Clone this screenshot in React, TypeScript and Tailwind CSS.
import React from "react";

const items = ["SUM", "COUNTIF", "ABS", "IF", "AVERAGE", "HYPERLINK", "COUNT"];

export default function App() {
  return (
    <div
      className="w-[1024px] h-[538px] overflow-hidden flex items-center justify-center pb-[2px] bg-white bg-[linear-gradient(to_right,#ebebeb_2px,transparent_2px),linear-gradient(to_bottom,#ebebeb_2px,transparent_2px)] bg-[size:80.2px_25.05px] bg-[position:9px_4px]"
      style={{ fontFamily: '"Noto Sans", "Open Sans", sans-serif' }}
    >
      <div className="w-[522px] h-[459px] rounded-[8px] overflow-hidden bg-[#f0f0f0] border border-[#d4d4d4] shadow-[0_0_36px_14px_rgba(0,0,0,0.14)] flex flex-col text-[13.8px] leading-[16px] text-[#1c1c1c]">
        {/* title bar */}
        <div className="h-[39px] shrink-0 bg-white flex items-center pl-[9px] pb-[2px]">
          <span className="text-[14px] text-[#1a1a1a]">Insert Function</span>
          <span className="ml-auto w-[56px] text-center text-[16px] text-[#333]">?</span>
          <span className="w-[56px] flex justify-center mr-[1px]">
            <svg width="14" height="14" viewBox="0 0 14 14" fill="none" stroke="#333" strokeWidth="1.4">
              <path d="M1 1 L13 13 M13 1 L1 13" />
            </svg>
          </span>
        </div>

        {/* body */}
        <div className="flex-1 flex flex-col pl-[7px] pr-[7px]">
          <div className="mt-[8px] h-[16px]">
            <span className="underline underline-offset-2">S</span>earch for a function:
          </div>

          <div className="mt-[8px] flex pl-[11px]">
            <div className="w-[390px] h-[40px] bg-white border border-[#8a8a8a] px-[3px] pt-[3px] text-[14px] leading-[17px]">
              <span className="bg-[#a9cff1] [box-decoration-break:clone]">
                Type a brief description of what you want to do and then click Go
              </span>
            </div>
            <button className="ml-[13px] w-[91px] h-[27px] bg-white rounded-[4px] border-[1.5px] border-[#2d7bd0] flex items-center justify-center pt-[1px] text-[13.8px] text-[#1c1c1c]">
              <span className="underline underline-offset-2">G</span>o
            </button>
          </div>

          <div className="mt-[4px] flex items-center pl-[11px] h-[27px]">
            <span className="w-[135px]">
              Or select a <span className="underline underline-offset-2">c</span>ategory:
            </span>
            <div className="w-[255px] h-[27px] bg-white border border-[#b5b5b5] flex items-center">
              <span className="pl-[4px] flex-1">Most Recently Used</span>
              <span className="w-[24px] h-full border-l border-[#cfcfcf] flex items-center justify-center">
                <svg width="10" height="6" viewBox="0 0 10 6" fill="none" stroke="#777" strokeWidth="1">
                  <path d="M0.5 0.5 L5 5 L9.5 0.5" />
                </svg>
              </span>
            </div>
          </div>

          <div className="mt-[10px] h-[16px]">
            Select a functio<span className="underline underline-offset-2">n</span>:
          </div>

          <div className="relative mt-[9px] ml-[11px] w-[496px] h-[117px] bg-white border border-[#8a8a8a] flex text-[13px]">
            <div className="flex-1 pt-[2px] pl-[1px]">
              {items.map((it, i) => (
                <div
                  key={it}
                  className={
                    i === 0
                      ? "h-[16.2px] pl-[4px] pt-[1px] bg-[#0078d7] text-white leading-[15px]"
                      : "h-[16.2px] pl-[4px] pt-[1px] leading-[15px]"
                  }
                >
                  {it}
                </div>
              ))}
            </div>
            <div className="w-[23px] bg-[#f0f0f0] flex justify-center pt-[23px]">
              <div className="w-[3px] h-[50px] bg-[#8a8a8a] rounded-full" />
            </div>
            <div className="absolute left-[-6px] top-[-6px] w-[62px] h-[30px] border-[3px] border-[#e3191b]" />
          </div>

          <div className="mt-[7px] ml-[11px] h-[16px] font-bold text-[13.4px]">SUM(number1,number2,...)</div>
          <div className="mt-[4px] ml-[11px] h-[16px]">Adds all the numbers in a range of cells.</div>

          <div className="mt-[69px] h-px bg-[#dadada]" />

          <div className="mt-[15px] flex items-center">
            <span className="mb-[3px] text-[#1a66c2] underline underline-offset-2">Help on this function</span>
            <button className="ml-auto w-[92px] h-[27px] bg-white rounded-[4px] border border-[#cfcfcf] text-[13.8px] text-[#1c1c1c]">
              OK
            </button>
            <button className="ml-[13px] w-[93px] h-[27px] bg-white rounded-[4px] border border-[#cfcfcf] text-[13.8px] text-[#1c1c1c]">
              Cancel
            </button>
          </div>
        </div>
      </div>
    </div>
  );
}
━━━
TASK BRIEF —
Note every line above where the string "React" shows up, and copy those lines.

RESPONSE BELOW —
Clone this screenshot in React, TypeScript and Tailwind CSS.
import React from "react";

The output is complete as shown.